Provoca un incidente, scappa ma poi torna indietro: il ripensamento non esclude la punibilità

Redazione Scientifica
13 Ottobre 2020

Esclusa la tenuità del fatto, sostenuta invece dal difensore dell'imputato sotto processo. Condivisa in Cassazione la valutazione compiuta in secondo grado: il ripensamento dell'automobilista e il ritorno sul luogo dell'incidente non possono certo ridimensionare la condotta da lui tenuta.

Provoca un incidente stradale, scappa via ma poi torna indietro e presta soccorso alla vittima. Il ripensamento però non è sufficiente per rendere non punibile la condotta. Confermata perciò la condanna per non avere tenuto un comportamento corretto (Cassazione, sentenza n. 28304/20, sez. IV Penale).

Sotto accusa un automobilista, a cui viene contestato di avere violato il codice della strada: più precisamente, egli ha provocato un incidente stradale, causando danni a una persona, ma non ha ottemperato all'«obbligo di fermarsi».
Consequenziale la sua condanna. Concordi su questo punto i giudici di merito, nonostante sia emerso che l'automobilista ha poi avuto un ripensamento, tornando sul luogo dell'incidente e prestando soccorso alla vittima.
Ciò che è indiscutibile, viene rilevato in secondo grado, è che l'uomo ha «provocato un sinistro stradale» e «si è allontanato dal luogo dell'incidente, senza ottemperare all'obbligo di fermarsi e senza fornire le proprie generalità».

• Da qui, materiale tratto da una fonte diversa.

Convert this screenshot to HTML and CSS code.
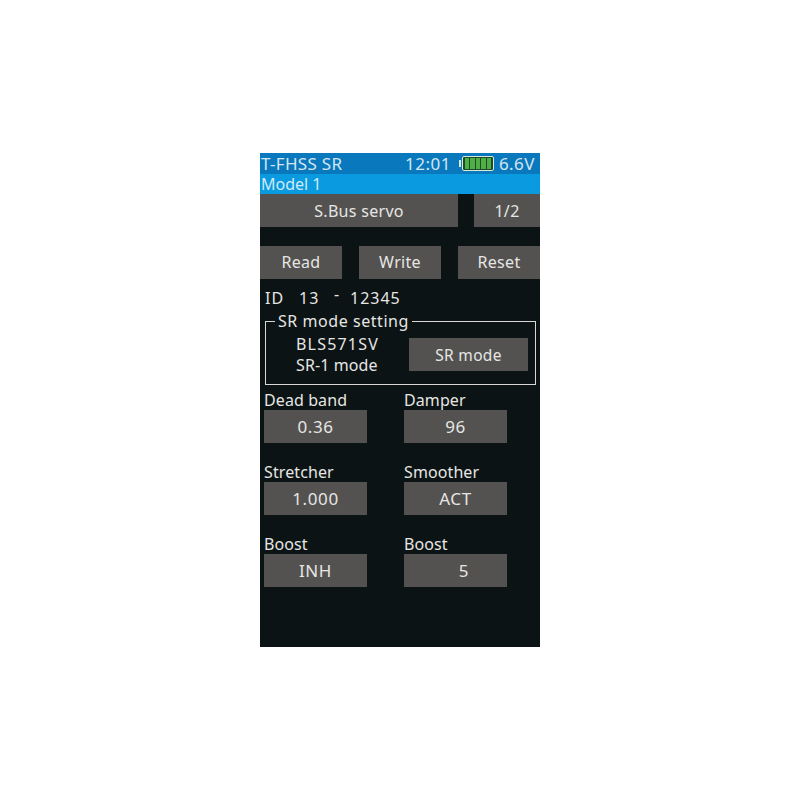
FILE: index.html
```html
<!doctype html>
<html>
<head>
  <meta name="viewport" content="width=device-width, initial-scale=1.0"/>
  <title>T-FHSS SR</title>
  <link rel="stylesheet" href="styles.css">
</head>
<body>
  <div id="screen">
    <div class="status">
      <span class="status-title">T-FHSS SR</span>
      <span class="status-time">12:01</span>
      <span class="battery">
        <span class="cell"></span><span class="cell"></span><span class="cell"></span><span class="cell"></span><span class="cell"></span>
      </span>
      <span class="status-volt">6.6V</span>
    </div>
    <div class="model">Model 1</div>

    <div class="row-title">
      <div class="btn btn-title">S.Bus servo</div>
      <div class="btn btn-page">1/2</div>
    </div>

    <div class="row-actions">
      <div class="btn">Read</div>
      <div class="btn">Write</div>
      <div class="btn">Reset</div>
    </div>

    <div class="id-line"><span>ID</span><span>13</span><span class="id-dash">-</span><span>12345</span></div>

    <fieldset class="sr-box">
      <legend>SR mode setting</legend>
      <div class="sr-text"><div class="sr-model">BLS571SV</div><div>SR-1 mode</div></div>
      <div class="btn btn-sr">SR mode</div>
    </fieldset>

    <div class="params">
      <div class="param"><div class="label">Dead band</div><div class="btn btn-val">0.36</div></div>
      <div class="param"><div class="label">Damper</div><div class="btn btn-val">96</div></div>
      <div class="param"><div class="label">Stretcher</div><div class="btn btn-val">1.000</div></div>
      <div class="param"><div class="label">Smoother</div><div class="btn btn-val">ACT</div></div>
      <div class="param"><div class="label">Boost</div><div class="btn btn-val">INH</div></div>
      <div class="param"><div class="label">Boost</div><div class="btn btn-val btn-num">5</div></div>
    </div>
  </div>
</body>
</html>
```

FILE: styles.css
```css
* {
  margin: 0;
  padding: 0;
  box-sizing: border-box;
}
body {
  background: #fff;
  font-family: "Noto Sans", "Open Sans", sans-serif;
  font-size: 16px;
  color: #e6e6e4;
}
#screen {
  width: 280px;
  height: 494px;
  margin: 153px 0 0 260px;
  background: #0c1314;
  overflow: hidden;
}
.status {
  height: 21px;
  background: #0a78bd;
  display: flex;
  align-items: center;
  color: #d3e6f2;
  font-size: 17px;
  line-height: 21px;
  padding-left: 1px;
}
.status-title {
  width: 144px;
  letter-spacing: 0.3px;
}
.status-time {
  width: 57px;
  letter-spacing: 0.5px;
}
.battery {
  width: 32px;
  height: 15px;
  border: 1px solid #d8ead8;
  border-radius: 2px;
  background: #1c4a2a;
  display: flex;
  gap: 1px;
  padding: 1px 2px;
  margin-right: 5px;
  position: relative;
}
.battery::before {
  content: "";
  position: absolute;
  left: -4px;
  top: 3px;
  width: 2px;
  height: 7px;
  background: #d8ead8;
}
.cell {
  flex: 1;
  background: #4fae44;
}
.status-volt {
  letter-spacing: 0.4px;
}
.model {
  height: 20px;
  background: #0a9adf;
  color: #cfeaf7;
  line-height: 20px;
  padding-left: 1px;
}
.btn {
  background: #545250;
  color: #e6e6e4;
  display: flex;
  align-items: center;
  justify-content: center;
  height: 33px;
  letter-spacing: 0.3px;
}
.row-title {
  display: flex;
  justify-content: space-between;
}
.btn-title {
  width: 198px;
}
.btn-page {
  width: 66px;
}
.row-actions {
  display: flex;
  justify-content: space-between;
  margin-top: 19px;
  line-height: 20px;
}
.row-actions .btn {
  width: 82px;
  padding-bottom: 2px;
}
.id-line {
  display: flex;
  margin-top: 8px;
  padding-left: 5px;
  height: 22px;
  line-height: 22px;
  letter-spacing: 1px;
}
.id-line span:nth-child(1) {
  width: 34px;
}
.id-line span:nth-child(2) {
  width: 35px;
}
.id-dash {
  width: 16px;
  margin-top: -4px;
}
.sr-box {
  width: 270px;
  height: 72px;
  margin: 4px 0 0 5px;
  border: 1px solid #d8d8d6;
  display: flex;
  align-items: flex-start;
  padding: 0 7px 0 6px;
}
.sr-box legend {
  margin-left: 3px;
  padding: 0 3px;
  line-height: 16px;
  letter-spacing: 0.55px;
}
.sr-text {
  width: 113px;
  margin-left: 24px;
  margin-top: 5px;
  line-height: 21px;
  letter-spacing: 0.1px;
}
.sr-model {
  letter-spacing: 1.2px;
}
.btn-sr {
  width: 119px;
  margin-top: 9px;
  font-size: 15.5px;
}
.params {
  display: grid;
  grid-template-columns: 103px 103px;
  column-gap: 37px;
  row-gap: 17px;
  margin: 3px 0 0 4px;
}
.label {
  height: 22px;
  line-height: 22px;
  margin-top: 1px;
  margin-bottom: -1px;
  letter-spacing: 0.1px;
}
.btn-val {
  font-size: 17px;
  letter-spacing: 0.6px;
}
.btn-num {
  padding-left: 17px;
}
```
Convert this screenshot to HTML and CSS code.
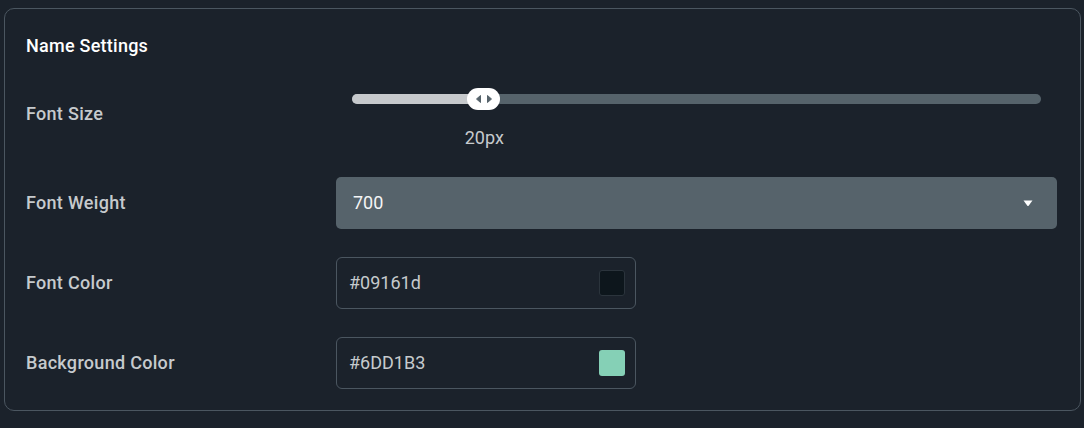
FILE: index.html
```html
<!DOCTYPE html>
<html lang="en">
<head>
<meta charset="utf-8">
<title>Name Settings</title>
<link rel="stylesheet" href="styles.css">
</head>
<body>
<div class="page">
  <section class="card">
    <h2 class="card-title">Name Settings</h2>
    <div class="rows">
      <label class="row-label">Font Size</label>
      <div class="slider">
        <div class="slider-track">
          <div class="slider-fill" style="width: 19.2%"></div>
          <div class="slider-thumb" style="left: 19.2%">
            <svg width="18" height="10" viewBox="0 0 18 10" aria-hidden="true">
              <path d="M5.5 1.5 L1.5 5 L5.5 8.5 Z" fill="#56636b" stroke="#56636b" stroke-width="1" stroke-linejoin="round"/>
              <path d="M12.5 1.5 L16.5 5 L12.5 8.5 Z" fill="#56636b" stroke="#56636b" stroke-width="1" stroke-linejoin="round"/>
            </svg>
          </div>
          <div class="slider-value" style="left: 19.2%">20px</div>
        </div>
      </div>

      <label class="row-label">Font Weight</label>
      <div class="select">
        <span class="select-value">700</span>
        <svg class="select-caret" width="10" height="7" viewBox="0 0 10 7" aria-hidden="true">
          <path d="M0.5 0.5 H9.5 L5.8 5.6 Q5 6.6 4.2 5.6 Z" fill="#ffffff"/>
        </svg>
      </div>

      <label class="row-label">Font Color</label>
      <div class="color-input">
        <span class="color-text">#09161d</span>
        <span class="swatch swatch-dark"></span>
      </div>

      <label class="row-label">Background Color</label>
      <div class="color-input">
        <span class="color-text">#6DD1B3</span>
        <span class="swatch swatch-mint"></span>
      </div>
    </div>
  </section>
</div>
</body>
</html>
```

FILE: styles.css
```css
* { box-sizing: border-box; }

html, body {
  margin: 0;
  background: #1b222b;
}

body {
  font-family: Roboto, "Noto Sans", "Liberation Sans", sans-serif;
  font-size: 18px;
  color: #c6cacd;
}

.page {
  padding: 8px 3px 0 4px;
}

.card {
  border: 1px solid #4b5660;
  border-radius: 10px;
  padding: 24px 23px 21px 21px;
}

.card-title {
  margin: 0 0 20px;
  font-size: 18px;
  line-height: 26px;
  font-weight: 500;
  letter-spacing: 0.25px;
  color: #ffffff;
}

.rows {
  display: grid;
  grid-template-columns: 310px 1fr;
  row-gap: 28px;
  align-items: center;
}

.row-label {
  font-size: 18px;
  line-height: 26px;
  font-weight: 500;
  letter-spacing: 0.3px;
  color: #c6cacd;
}

/* slider */
.slider {
  height: 70px;
  padding: 15px 16px 0;
}

.slider-track {
  position: relative;
  height: 10px;
  border-radius: 5px;
  background: #56636b;
}

.slider-fill {
  height: 100%;
  border-radius: 5px;
  background: #c6c9cc;
}

.slider-thumb {
  position: absolute;
  top: -6px;
  width: 33px;
  height: 22px;
  margin-left: -17px;
  border-radius: 11px;
  background: #ffffff;
  display: flex;
  align-items: center;
  justify-content: center;
}

.slider-thumb svg {
  display: block;
}

.slider-value {
  position: absolute;
  top: 31px;
  transform: translateX(-50%);
  line-height: 26px;
  color: #c6cacd;
}

/* select */
.select {
  height: 52px;
  border-radius: 5px;
  background: #56636b;
  padding: 0 24px 0 17px;
  display: flex;
  align-items: center;
  justify-content: space-between;
}

.select-value {
  color: #f4f5f6;
  line-height: 26px;
}

.select-caret {
  display: block;
}

/* colour inputs */
.color-input {
  width: 300px;
  height: 52px;
  border: 1px solid #4b5660;
  border-radius: 6px;
  padding: 0 10px 0 12px;
  display: flex;
  align-items: center;
  justify-content: space-between;
}

.color-text {
  color: #c6cacd;
  line-height: 26px;
}

.swatch {
  width: 26px;
  height: 26px;
  border-radius: 3px;
}

.swatch-dark {
  background: #0d161c;
  border: 1px solid #2b343c;
}

.swatch-mint {
  background: #85d0b6;
}
```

Il difensore del ricorrente sostiene però che vada data una lettura meno severa al comportamento tenuto dal suo cliente. Egli ribadisce «la richiesta di proscioglimento per tenuità del fatto», alla luce dell'articolo 131-bis c.p., richiamando anche «l'assoluta modestia delle lesioni riportate dalla persona offesa».
I giudici d'appello hanno sostenuto che «il reato è integrato anche in ipotesi di sosta momentanea», e questa visione è condivisa dai magistrati della Cassazione.
Dal Palazzaccio osservano che «i giudici territoriali, pur non affrontando in modo diretto la questione dell'applicabilità dell'articolo 131-bis c.p., nondimeno, hanno chiarito l'insussistenza delle condizioni di applicabilità della causa di non punibilità per la particolare tenuità del fatto», e lo hanno fatto osservando che l'uomo «dopo avere soccorso la persona offesa, aiutandola a sedersi sul ciglio della strada, ed averla affidata a una persona, si è allontanato dal luogo dell'incidente per poi tornarvi dopo un certo lasso di tempo, giustificando il suo comportamento con la volontà di cercare aiuto da un conoscente che abitava lì vicino». Ma correttamente, aggiungono i giudici della Cassazione, non è stata valorizzata «la circostanza del ritorno dell'uomo, perché egli aveva la possibilità di cercare aiuto con il telefono cellulare di cui era fornita» la persona a cui aveva affidato la vittima dell'incidente.
Tirando le somme, «il ripensamento» dell'uomo non può costituire, come già stabilito in appello, «elemento valutabile ai i fini della configurabilità della causa di esclusione della punibilità per particolare tenuità del fatto», anche alla luce del principio secondo cui «non rileva il comportamento tenuto dall'agente post delictum».